**EXERCISE GOAL**
The material below should be written out in full and exactly; pictures stay out of the copy.

**SUPPLIED INFORMATION**
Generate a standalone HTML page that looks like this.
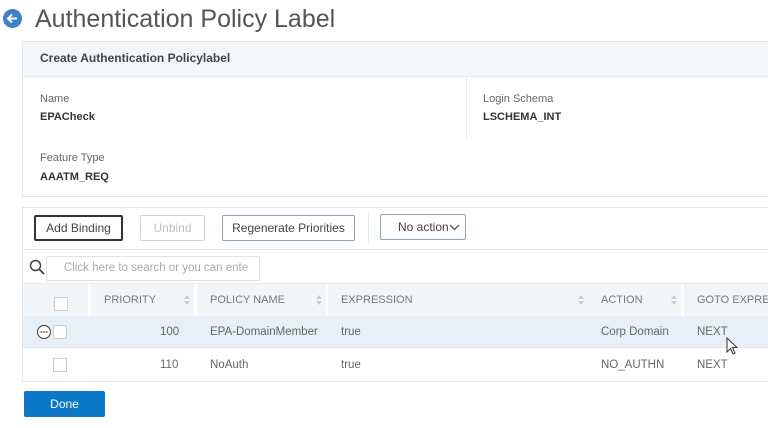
<!DOCTYPE html>
<html><head><style>
*{margin:0;padding:0;box-sizing:border-box}
body{width:768px;height:428px;background:#fff;font-family:"Liberation Sans",sans-serif;position:relative;overflow:hidden;color:#555}
.a{position:absolute;white-space:nowrap}
.btn{position:absolute;height:26px;border:1px solid #8aa3ba;border-radius:2px;font-size:12px;color:#444;text-align:center;line-height:24px;background:#fff}
.th{position:absolute;top:284px;height:32px;background:#f3f6f9;font-size:11px;color:#777;line-height:32px;padding-left:13px;white-space:nowrap;overflow:hidden}
.sort{position:absolute;right:4px;top:10px;width:6px;height:12px}
.cb{position:absolute;width:14px;height:14px;border:1px solid #ccc;background:#fff;border-radius:1px}
.td{position:absolute;font-size:11.5px;color:#666}
</style></head><body>
<div class="a" style="left:3px;top:9px;width:19px;height:19px;border-radius:50%;background:#3d82c9"></div>
<svg class="a" style="left:3px;top:9px" width="19" height="19" viewBox="0 0 19 19"><path d="M14 9.5H5.5M9 5.5L5 9.5L9 13.5" stroke="#fff" stroke-width="2" fill="none"/></svg>
<div class="a" style="left:35px;top:5px;font-size:25px;color:#555">Authentication Policy Label</div>

<div class="a" style="left:22px;top:41px;width:760px;height:156px;border:1px solid #e3e6ea;background:#fff"></div>
<div class="a" style="left:23px;top:42px;width:760px;height:35px;background:#f4f7fa;border-bottom:1px solid #e3e6ea"></div>
<div class="a" style="left:40px;top:51px;font-size:12px;font-weight:bold;color:#444">Create Authentication Policylabel</div>
<div class="a" style="left:40px;top:93px;font-size:11px;color:#666">Name</div>
<div class="a" style="left:40px;top:111px;font-size:11px;font-weight:bold;color:#333">EPACheck</div>
<div class="a" style="left:466px;top:78px;width:1px;height:60px;background:#e8e8e8"></div>
<div class="a" style="left:483px;top:93px;font-size:11px;color:#666">Login Schema</div>
<div class="a" style="left:483px;top:111px;font-size:11px;font-weight:bold;color:#333">LSCHEMA_INT</div>
<div class="a" style="left:40px;top:152px;font-size:11px;color:#666">Feature Type</div>
<div class="a" style="left:40px;top:171px;font-size:11px;font-weight:bold;color:#333">AAATM_REQ</div>

<div class="a" style="left:22px;top:207px;width:760px;height:175px;border:1px solid #e3e6ea;background:#fff"></div>
<div class="btn" style="left:34px;top:215px;width:89px;border:2px solid #333;line-height:22px">Add Binding</div>
<div class="btn" style="left:140px;top:215px;width:65px;border-color:#c8d4df;color:#b8c0c8">Unbind</div>
<div class="btn" style="left:222px;top:215px;width:133px">Regenerate Priorities</div>
<div class="a" style="left:368px;top:213px;width:1px;height:30px;background:#e3e6ea"></div>
<div class="btn" style="left:380px;top:214px;width:86px;text-align:left;padding-left:17px">No action<svg style="position:absolute;left:68px;top:9px" width="11" height="7" viewBox="0 0 11 7"><path d="M1 1L5.5 5.5L10 1" stroke="#555" stroke-width="1.3" fill="none"/></svg></div>
<div class="a" style="left:23px;top:249px;width:760px;height:1px;background:#e3e6ea"></div>
<svg class="a" style="left:29px;top:259px" width="17" height="17" viewBox="0 0 17 17"><circle cx="6.5" cy="6.5" r="5" stroke="#444" stroke-width="1.5" fill="none"/><path d="M10 10L15 15" stroke="#444" stroke-width="1.8"/></svg>
<div class="a" style="left:46px;top:256px;width:214px;height:25px;border:1px solid #dde2e7;border-radius:2px;font-size:11.5px;color:#aaa;line-height:23px;padding-left:17px">Click here to search or you can ente</div>
<div class="a" style="left:23px;top:283px;width:760px;height:1px;background:#e3e6ea"></div>

<div class="th" style="left:23px;width:65px"></div>
<div class="cb" style="left:54px;top:297px"></div>
<div class="th" style="left:91px;width:103px">PRIORITY<svg class="sort" viewBox="0 0 6 12"><path d="M0 5L3 1L6 5ZM0 7L3 11L6 7Z" fill="#ccc"/></svg></div>
<div class="th" style="left:197px;width:129px">POLICY NAME<svg class="sort" viewBox="0 0 6 12"><path d="M0 5L3 1L6 5ZM0 7L3 11L6 7Z" fill="#ccc"/></svg></div>
<div class="th" style="left:328px;width:260px">EXPRESSION<svg class="sort" viewBox="0 0 6 12"><path d="M0 5L3 1L6 5ZM0 7L3 11L6 7Z" fill="#ccc"/></svg></div>
<div class="th" style="left:588px;width:93px">ACTION<svg class="sort" viewBox="0 0 6 12"><path d="M0 5L3 1L6 5ZM0 7L3 11L6 7Z" fill="#ccc"/></svg></div>
<div class="th" style="left:684px;width:90px">GOTO EXPRESSION</div>

<div class="a" style="left:23px;top:316px;width:760px;height:32px;background:#e8eff6;border-bottom:1px solid #dfe4e9"></div>
<svg class="a" style="left:36px;top:324px" width="16" height="16" viewBox="0 0 16 16"><circle cx="8" cy="8" r="6.5" stroke="#555" stroke-width="1.2" fill="#fff"/><circle cx="5.3" cy="8" r=".9" fill="#444"/><circle cx="8" cy="8" r=".9" fill="#444"/><circle cx="10.7" cy="8" r=".9" fill="#444"/></svg>
<div class="cb" style="left:53px;top:325px"></div>
<div class="td" style="left:160px;top:326px">100</div>
<div class="td" style="left:210px;top:326px">EPA-DomainMember</div>
<div class="td" style="left:341px;top:326px">true</div>
<div class="td" style="left:601px;top:326px">Corp Domain</div>
<div class="td" style="left:697px;top:326px">NEXT</div>
<svg class="a" style="left:726px;top:337px" width="12" height="18" viewBox="0 0 12 18"><path d="M1 1V15L4.5 11.5L7 17L9 16L6.5 10.5H11Z" fill="#fff" stroke="#333" stroke-width="1"/></svg>

<div class="cb" style="left:53px;top:358px"></div>
<div class="td" style="left:160px;top:359px">110</div>
<div class="td" style="left:210px;top:359px">NoAuth</div>
<div class="td" style="left:341px;top:359px">true</div>
<div class="td" style="left:601px;top:359px">NO_AUTHN</div>
<div class="td" style="left:697px;top:359px">NEXT</div>

<div class="a" style="left:24px;top:391px;width:81px;height:26px;background:#0b78c6;border-radius:2px;color:#fff;font-size:12px;text-align:center;line-height:26px">Done</div>
</body></html>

**EXERCISE RESULT**
Generate a standalone HTML page that looks like this.
<!DOCTYPE html>
<html><head><style>
*{margin:0;padding:0;box-sizing:border-box}
body{width:768px;height:428px;background:#fff;font-family:"Liberation Sans",sans-serif;position:relative;overflow:hidden;color:#555}
.a{position:absolute;white-space:nowrap}
.btn{position:absolute;height:26px;border:1px solid #8aa3ba;border-radius:2px;font-size:12px;color:#444;text-align:center;line-height:24px;background:#fff}
.th{position:absolute;top:284px;height:32px;background:#f3f6f9;font-size:11px;color:#777;line-height:32px;padding-left:13px;white-space:nowrap;overflow:hidden}
.sort{position:absolute;right:4px;top:10px;width:6px;height:12px}
.cb{position:absolute;width:14px;height:14px;border:1px solid #ccc;background:#fff;border-radius:1px}
.td{position:absolute;font-size:11.5px;color:#666}
</style></head><body>
<div class="a" style="left:3px;top:9px;width:19px;height:19px;border-radius:50%;background:#3d82c9"></div>
<svg class="a" style="left:3px;top:9px" width="19" height="19" viewBox="0 0 19 19"><path d="M14 9.5H5.5M9 5.5L5 9.5L9 13.5" stroke="#fff" stroke-width="2" fill="none"/></svg>
<div class="a" style="left:35px;top:5px;font-size:25px;color:#555">Authentication Policy Label</div>

<div class="a" style="left:22px;top:41px;width:760px;height:156px;border:1px solid #e3e6ea;background:#fff"></div>
<div class="a" style="left:23px;top:42px;width:760px;height:35px;background:#f4f7fa;border-bottom:1px solid #e3e6ea"></div>
<div class="a" style="left:40px;top:51px;font-size:12px;font-weight:bold;color:#444">Create Authentication Policylabel</div>
<div class="a" style="left:40px;top:93px;font-size:11px;color:#666">Name</div>
<div class="a" style="left:40px;top:111px;font-size:11px;font-weight:bold;color:#333">EPACheck</div>
<div class="a" style="left:466px;top:78px;width:1px;height:60px;background:#e8e8e8"></div>
<div class="a" style="left:483px;top:93px;font-size:11px;color:#666">Login Schema</div>
<div class="a" style="left:483px;top:111px;font-size:11px;font-weight:bold;color:#333">LSCHEMA_INT</div>
<div class="a" style="left:40px;top:152px;font-size:11px;color:#666">Feature Type</div>
<div class="a" style="left:40px;top:171px;font-size:11px;font-weight:bold;color:#333">AAATM_REQ</div>

<div class="a" style="left:22px;top:207px;width:760px;height:175px;border:1px solid #e3e6ea;background:#fff"></div>
<div class="btn" style="left:34px;top:215px;width:89px;border:2px solid #333;line-height:22px">Add Binding</div>
<div class="btn" style="left:140px;top:215px;width:65px;border-color:#c8d4df;color:#b8c0c8">Unbind</div>
<div class="btn" style="left:222px;top:215px;width:133px">Regenerate Priorities</div>
<div class="a" style="left:368px;top:213px;width:1px;height:30px;background:#e3e6ea"></div>
<div class="btn" style="left:380px;top:214px;width:86px;text-align:left;padding-left:17px">No action<svg style="position:absolute;left:68px;top:9px" width="11" height="7" viewBox="0 0 11 7"><path d="M1 1L5.5 5.5L10 1" stroke="#555" stroke-width="1.3" fill="none"/></svg></div>
<div class="a" style="left:23px;top:249px;width:760px;height:1px;background:#e3e6ea"></div>
<svg class="a" style="left:29px;top:259px" width="17" height="17" viewBox="0 0 17 17"><circle cx="6.5" cy="6.5" r="5" stroke="#444" stroke-width="1.5" fill="none"/><path d="M10 10L15 15" stroke="#444" stroke-width="1.8"/></svg>
<div class="a" style="left:46px;top:256px;width:214px;height:25px;border:1px solid #dde2e7;border-radius:2px;font-size:11.5px;color:#aaa;line-height:23px;padding-left:17px">Click here to search or you can ente</div>
<div class="a" style="left:23px;top:283px;width:760px;height:1px;background:#e3e6ea"></div>

<div class="th" style="left:23px;width:65px"></div>
<div class="cb" style="left:54px;top:297px"></div>
<div class="th" style="left:91px;width:103px">PRIORITY<svg class="sort" viewBox="0 0 6 12"><path d="M0 5L3 1L6 5ZM0 7L3 11L6 7Z" fill="#ccc"/></svg></div>
<div class="th" style="left:197px;width:129px">POLICY NAME<svg class="sort" viewBox="0 0 6 12"><path d="M0 5L3 1L6 5ZM0 7L3 11L6 7Z" fill="#ccc"/></svg></div>
<div class="th" style="left:328px;width:260px">EXPRESSION<svg class="sort" viewBox="0 0 6 12"><path d="M0 5L3 1L6 5ZM0 7L3 11L6 7Z" fill="#ccc"/></svg></div>
<div class="th" style="left:588px;width:93px">ACTION<svg class="sort" viewBox="0 0 6 12"><path d="M0 5L3 1L6 5ZM0 7L3 11L6 7Z" fill="#ccc"/></svg></div>
<div class="th" style="left:684px;width:90px">GOTO EXPRESSION</div>

<div class="a" style="left:23px;top:316px;width:760px;height:32px;background:#e8eff6;border-bottom:1px solid #dfe4e9"></div>
<svg class="a" style="left:36px;top:324px" width="16" height="16" viewBox="0 0 16 16"><circle cx="8" cy="8" r="6.5" stroke="#555" stroke-width="1.2" fill="#fff"/><circle cx="5.3" cy="8" r=".9" fill="#444"/><circle cx="8" cy="8" r=".9" fill="#444"/><circle cx="10.7" cy="8" r=".9" fill="#444"/></svg>
<div class="cb" style="left:53px;top:325px"></div>
<div class="td" style="left:160px;top:326px">100</div>
<div class="td" style="left:210px;top:326px">EPA-DomainMember</div>
<div class="td" style="left:341px;top:326px">true</div>
<div class="td" style="left:601px;top:326px">Corp Domain</div>
<div class="td" style="left:697px;top:326px">NEXT</div>
<svg class="a" style="left:726px;top:337px" width="12" height="18" viewBox="0 0 12 18"><path d="M1 1V15L4.5 11.5L7 17L9 16L6.5 10.5H11Z" fill="#fff" stroke="#333" stroke-width="1"/></svg>

<div class="cb" style="left:53px;top:358px"></div>
<div class="td" style="left:160px;top:359px">110</div>
<div class="td" style="left:210px;top:359px">NoAuth</div>
<div class="td" style="left:341px;top:359px">true</div>
<div class="td" style="left:601px;top:359px">NO_AUTHN</div>
<div class="td" style="left:697px;top:359px">NEXT</div>

<div class="a" style="left:24px;top:391px;width:81px;height:26px;background:#0b78c6;border-radius:2px;color:#fff;font-size:12px;text-align:center;line-height:26px">Done</div>
</body></html>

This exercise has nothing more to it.